We pause for a word from the bunnies.


----------



## Shunka (Apr 10, 2006)

*D*inky and *D*avy *D*ance-around


----------



## -DEADLY SUSHI- (Apr 11, 2006)

Ellie and Edgar Easterbunny!


----------



## middie (Apr 11, 2006)

Frank and Francine Furrytail.

Btw Mish.. lmbo that's cute


----------



## Michael in FtW (Apr 11, 2006)

Well, I _KNOW_ Middie is going to smack me up side the head for this ... the 12 most popular names for Bunnies ....

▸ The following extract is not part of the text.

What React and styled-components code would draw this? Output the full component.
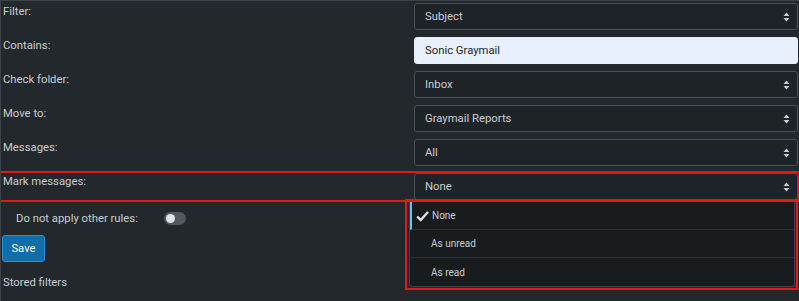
import React from "react";
import styled, { createGlobalStyle } from "styled-components";

const GlobalStyle = createGlobalStyle`
  body {
    margin: 0;
    background: #22282c;
    font-family: Roboto, "Liberation Sans", sans-serif;
    font-size: 11px;
    color: #c9cdd1;
  }
`;

const Panel = styled.div`
  position: relative;
  width: 799px;
  height: 301px;
  box-sizing: border-box;
  border-top: 1px solid #3b4248;
  border-left: 1px solid #3b4248;
  padding-top: 2px;
  overflow: hidden;
`;

const Row = styled.div`
  position: relative;
  display: grid;
  grid-template-columns: 411px 1fr;
  height: 27px;
  margin: 0 1px 7px 0;
  padding-left: 2px;
  ${({ $marked }) =>
    $marked &&
    `
    outline: 2px solid #e0191e;
    outline-offset: 0;
  `}
`;

const Label = styled.label`
  padding-top: 1px;
  font-size: 11.3px;
  line-height: 15px;
  color: #c9cdd1;
`;

const Field = styled.div`
  display: flex;
  align-items: center;
  justify-content: space-between;
  box-sizing: border-box;
  height: 27px;
  padding: 0 7px 0 10px;
  border: 1px solid ${({ $light }) => ($light ? "#e8f0fe" : "#495056")};
  border-radius: 3px;
  background: ${({ $light }) => ($light ? "#e8f0fe" : "#1e2327")};
  color: ${({ $light }) => ($light ? "#1f2326" : "#c9cdd1")};
  font-size: 11.3px;
`;

const Arrows = () => (
  <svg width="7" height="10" viewBox="0 0 7 10">
    <path d="M3.5 0.5 L6.5 4 H0.5 Z M3.5 9.5 L6.5 6 H0.5 Z" fill="#c9cdd1" />
  </svg>
);

const MenuFrame = styled.div`
  position: absolute;
  left: 404px;
  top: 198px;
  width: 393px;
  height: 91px;
  border: 2px solid #e0191e;
  box-sizing: border-box;
  padding: 1px 1px 1px 2px;
`;

const Menu = styled.ul`
  list-style: none;
  margin: 0;
  padding: 0;
  height: 100%;
  box-sizing: border-box;
  background: #181c1f;
  border: 1px solid #3a4147;
  border-top: none;
  border-radius: 0 0 3px 3px;
`;

const Item = styled.li`
  display: flex;
  align-items: center;
  height: 28px;
  box-sizing: border-box;
  padding-left: ${({ $selected }) => ($selected ? "4px" : "19px")};
  border-left: 2px solid ${({ $selected }) => ($selected ? "#6fbfe6" : "transparent")};
  border-bottom: 1px solid #2a3034;
  font-size: 10px;
  color: #c9cdd1;
  &:last-child {
    border-bottom: none;
  }
  svg {
    margin-right: 3px;
  }
`;

const Check = () => (
  <svg width="13" height="12" viewBox="0 0 13 12">
    <path d="M1.2 6.5 L4.7 10 L12 2" stroke="#dfe3e6" strokeWidth="2.4" fill="none" />
  </svg>
);

const ToggleRow = styled.div`
  display: flex;
  align-items: center;
  height: 22px;
  padding-left: 15px;
  font-size: 11.3px;
`;

const ToggleLabel = styled.span`
  width: 148px;
`;

const Track = styled.span`
  position: relative;
  width: 22px;
  height: 13px;
  border-radius: 7px;
  background: #51585e;
  &::after {
    content: "";
    position: absolute;
    left: 2px;
    top: 2px;
    width: 9px;
    height: 9px;
    border-radius: 50%;
    background: #e1e4e7;
  }
`;

const SaveButton = styled.button`
  display: block;
  margin: 6px 0 0 1px;
  width: 43px;
  height: 27px;
  border: 1px solid #2b8fd0;
  border-radius: 3px;
  background: #0f6ea8;
  color: #f2f5f8;
  font-family: Roboto, "Liberation Sans", sans-serif;
  font-size: 11.3px;
  padding: 0;
`;

const Section = styled.div`
  margin-top: 14px;
  padding-left: 2px;
  font-size: 11.3px;
`;

const rows = [
  { label: "Filter:", value: "Subject" },
  { label: "Contains:", value: "Sonic Graymail", light: true },
  { label: "Check folder:", value: "Inbox" },
  { label: "Move to:", value: "Graymail Reports" },
  { label: "Messages:", value: "All" },
  { label: "Mark messages:", value: "None", marked: true },
];

export default function App() {
  return (
    <>
      <GlobalStyle />
      <Panel>
        {rows.map((r) => (
          <Row key={r.label} $marked={r.marked}>
            <Label>{r.label}</Label>
            <Field $light={r.light}>
              <span>{r.value}</span>
              {!r.light && <Arrows />}
            </Field>
          </Row>
        ))}
        <ToggleRow>
          <ToggleLabel>Do not apply other rules:</ToggleLabel>
          <Track />
        </ToggleRow>
        <SaveButton>Save</SaveButton>
        <Section>Stored filters</Section>
        <MenuFrame>
          <Menu>
            <Item $selected>
              <Check />
              None
            </Item>
            <Item>As unread</Item>
            <Item>As read</Item>
          </Menu>
        </MenuFrame>
      </Panel>
    </>
  );
}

Miss January, Miss February, Miss March, Miss April ... etc ....


----------



## middie (Apr 11, 2006)

Michael my dad would agree with you too lol.
You DO have that colander on your head still don't you ?


----------



## Barbara L (Apr 11, 2006)

Gavin and Gloria Gladitisspring

 Barbara


----------



## Raven (Apr 11, 2006)

Happy and Hoppy Haredowell. 

He's always in trouble because he's a Hare-do-well. 

~ Raven ~


----------



## Shunka (Apr 11, 2006)

*I*sabel and *I*shmael *I*nburrow


----------



## texasgirl (Apr 11, 2006)

Jack and Jill Jumper


----------



## mish (Apr 11, 2006)

Kitty and Kevin Keepawayfommyjellybeans


----------



## pdswife (Apr 11, 2006)

Larry and Lisa Lookingforagoldenegg


----------



## cara (Apr 11, 2006)

mella and Mike Moerchen (german word for small carrots  )


----------



## mish (Apr 11, 2006)

*And now, a word from the eggs.*


----------



## Shunka (Apr 11, 2006)

Nate and Nikki Natural


----------



## middie (Apr 11, 2006)

Michael and Mary Monthofmay


----------



## -DEADLY SUSHI- (Apr 11, 2006)

Mish... FUNNY cartoon!!!  
Nancy and Ned Neverdropeggs.


----------



## pdswife (Apr 12, 2006)

Oscar and Opal Ohnosushidroppedanegg


----------



## -DEADLY SUSHI- (Apr 12, 2006)

No I didnt.


----------



## wasabi (Apr 12, 2006)

Peter and Patty Pleasepasstheeggsalad


----------



## texasgirl (Apr 12, 2006)

Simon and Sarah Searchforprettyeggs


----------



## VickiQ (Apr 12, 2006)

Tim and Tara Tastybaskettreats


----------



## mudbug (Apr 12, 2006)

Ursula and Uncle Hoppy Uhumpahumpaburninlove (family motto: Watch us multiply)


----------



## pdswife (Apr 12, 2006)

Vince and Vicky Verycuteinyyoureasteroutfit


----------



## middie (Apr 12, 2006)

Walter and Wilma Walkingintherain


----------



## kingfisherfd2 (Apr 12, 2006)

xavier and xena xoobunny


----------



## SierraCook (Apr 13, 2006)

Yolanda and Yancy Yellowdaffodil


----------



## mudbug (Apr 13, 2006)

Zizi and Zeke Zats'allfolks.  (game over, begin again.)


----------



## pdswife (Apr 13, 2006)

Albert and Alison AllIwantforeaserdinnerisachunkoflamb


----------



## middie (Apr 13, 2006)

Bob and Bonnie Bunnytrail


----------



## mish (Apr 14, 2006)

*HAPPY EASTER!*

 

http://www.msn.americangreetings.com/display.pd?bfrom=1&prodnum=3092738&path=59933​


----------



## mudbug (Apr 15, 2006)

good one, mish.  thanks for the card!


----------



## mish (Apr 15, 2006)

mudbug said:
			
		

> good one, mish. thanks for the card!


 
Welcome MB.  Reminds me of a movie.  Wonder what it could be.


----------



## mish (Apr 15, 2006)

*C*arlotta and *C*huck *C*hocolatedroppings.


----------



## middie (Apr 15, 2006)

David and Darla Daffodil


----------



## mish (Apr 15, 2006)

Mr. and Mrs. *E*ggs-citement (*E*thel & *E*rnie) lol


----------



## pdswife (Apr 15, 2006)

Fred and Freda Funislookingforhiddeneastereggs.


----------



## mish (Apr 15, 2006)

*G*ertrude & *G*ilbert *G*oteggs


----------



## middie (Apr 15, 2006)

Harry and Henrietta Hyacinth


----------